The Liberia National Red Cross Society (LNRCS) is craving the extension of its ambulance service that has for the past seven months transported the sick in Monrovia and its immediate environs to other parts of the country. The initiative seeks to provide transportation services to sick people, who are in need of medical attention, especially emergencies to nearby health facilities.
Supported by the Empress Shoken Fund with a grant of US$30,000, the LNRCS also said it has ‘performed diligently’ and can boast of meeting its Ambulance Performance Target (APT) only if the service is extended to other parts of the country.
In July, 2018, LNRCS submitted a proposal, and received funding support of US$30,000 from the Empress Shoken Fund through the International Federation of the Red Cross (IFRC) to operate a ten-month ‘free ambulance service’ in Monrovia.
The service has since been freely available, and accessible to everyone everywhere in Monrovia—whether day or night.
But the LNRCS on Monday, January 21, 2019, released update on the project with a call to safeguard its future operation.
“Today, we are pleased to announce that over the past six months, significant progress has been made in safely getting the sick to health facilities through our ambulance team that has responded to 31 cases, including accident, and women in labor. Among these cases were 13 males and 18 females in Monrovia,” Red Cross Secretary General, Saybah Tamba, said at the opening of a training workshop for volunteers of the project.

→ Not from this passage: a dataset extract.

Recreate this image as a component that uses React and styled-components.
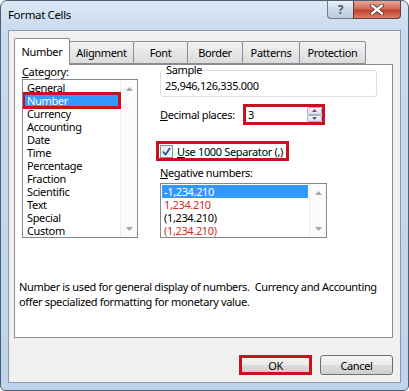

The LNRCS, Mrs. Tamba said, has responded to several critical cases, saving lives and reducing the impacts of injuries.
“But unfortunately,” according to the project timeline, “this public service funding will come to an end by April this year, and the need to continue this service is critical; so we will find ourselves in a struggle to maintain it.”
Mrs. Tamba added: “At this moment, we are seriously concerned and eagerly looking forward for new partnership with public, private and corporate entities to sustain this service, because we are further ready for co-branding, and extending the service beyond Monrovia once we receive the much-needed support to continue.”

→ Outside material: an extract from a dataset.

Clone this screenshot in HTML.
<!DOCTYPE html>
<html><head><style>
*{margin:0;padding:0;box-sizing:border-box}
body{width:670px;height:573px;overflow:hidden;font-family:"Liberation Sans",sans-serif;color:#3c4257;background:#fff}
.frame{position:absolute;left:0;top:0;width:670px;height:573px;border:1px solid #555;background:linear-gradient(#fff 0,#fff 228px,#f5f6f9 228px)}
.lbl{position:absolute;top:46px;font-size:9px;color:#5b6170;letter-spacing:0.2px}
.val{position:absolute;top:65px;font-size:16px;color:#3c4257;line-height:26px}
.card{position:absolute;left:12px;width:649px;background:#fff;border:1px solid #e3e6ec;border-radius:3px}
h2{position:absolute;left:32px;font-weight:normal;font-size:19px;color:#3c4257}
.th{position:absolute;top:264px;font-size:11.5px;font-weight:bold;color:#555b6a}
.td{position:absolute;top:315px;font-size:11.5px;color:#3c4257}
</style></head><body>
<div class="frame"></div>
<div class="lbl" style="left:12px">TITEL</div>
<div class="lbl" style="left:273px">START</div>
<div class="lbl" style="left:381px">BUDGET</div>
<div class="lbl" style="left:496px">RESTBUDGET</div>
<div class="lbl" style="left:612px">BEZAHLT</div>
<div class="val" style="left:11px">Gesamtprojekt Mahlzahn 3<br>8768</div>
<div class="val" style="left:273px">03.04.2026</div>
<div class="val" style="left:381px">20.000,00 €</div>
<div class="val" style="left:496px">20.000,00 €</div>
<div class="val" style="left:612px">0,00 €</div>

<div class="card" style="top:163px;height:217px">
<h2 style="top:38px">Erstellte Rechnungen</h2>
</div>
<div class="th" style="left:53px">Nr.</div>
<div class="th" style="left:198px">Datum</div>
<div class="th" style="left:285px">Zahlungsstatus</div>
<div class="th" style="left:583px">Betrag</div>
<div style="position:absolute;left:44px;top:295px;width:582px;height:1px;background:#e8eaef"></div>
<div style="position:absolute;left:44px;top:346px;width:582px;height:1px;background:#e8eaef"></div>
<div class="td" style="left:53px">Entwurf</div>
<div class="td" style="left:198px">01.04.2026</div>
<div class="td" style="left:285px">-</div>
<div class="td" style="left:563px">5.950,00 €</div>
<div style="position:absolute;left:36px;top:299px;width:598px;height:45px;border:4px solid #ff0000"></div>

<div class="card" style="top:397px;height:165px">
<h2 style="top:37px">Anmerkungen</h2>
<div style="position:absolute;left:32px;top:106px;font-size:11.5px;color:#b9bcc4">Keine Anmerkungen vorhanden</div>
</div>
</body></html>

She expressed the hope that support will be available in 2019 to ensure that ordinary people rely on the Red Cross ambulance to seek quick medical treatment.
“We want an extension of this project, which has been of great help to our people who find it very difficult to transport their relatives and friends to nearby health facilities whenever they fall sick,” she said.
She said access to ambulance service at night has been a big challenge, and many people often use commercial and private vehicles, motorbikes and tricycles (keh-keh) to transfer their sick, including pregnant women, to nearby medical facilities, which sometimes delay and further endanger the lives of the patients.
The LNRCS says that it does not want any delays in responding to those who face real emergencies and could have problems saving their lives—an effort that complements efforts of the government.
For now, the emergency numbers are 1155 for Orange-Liberia, and 1919 for MTN-Liberia.
Mrs. Tamba lauded the collaboration with authorities at the Ministry of Health in meeting the health needs of ordinary people.
Meanwhile, Monday’s training was part of the effort to improve this public service, and encourage team members to take it seriously.
“Your commitment and voluntary service in this capacity has not gone unnoticed. Thanks to the National Public Health Institute for the collaboration in conducting this training,” she said.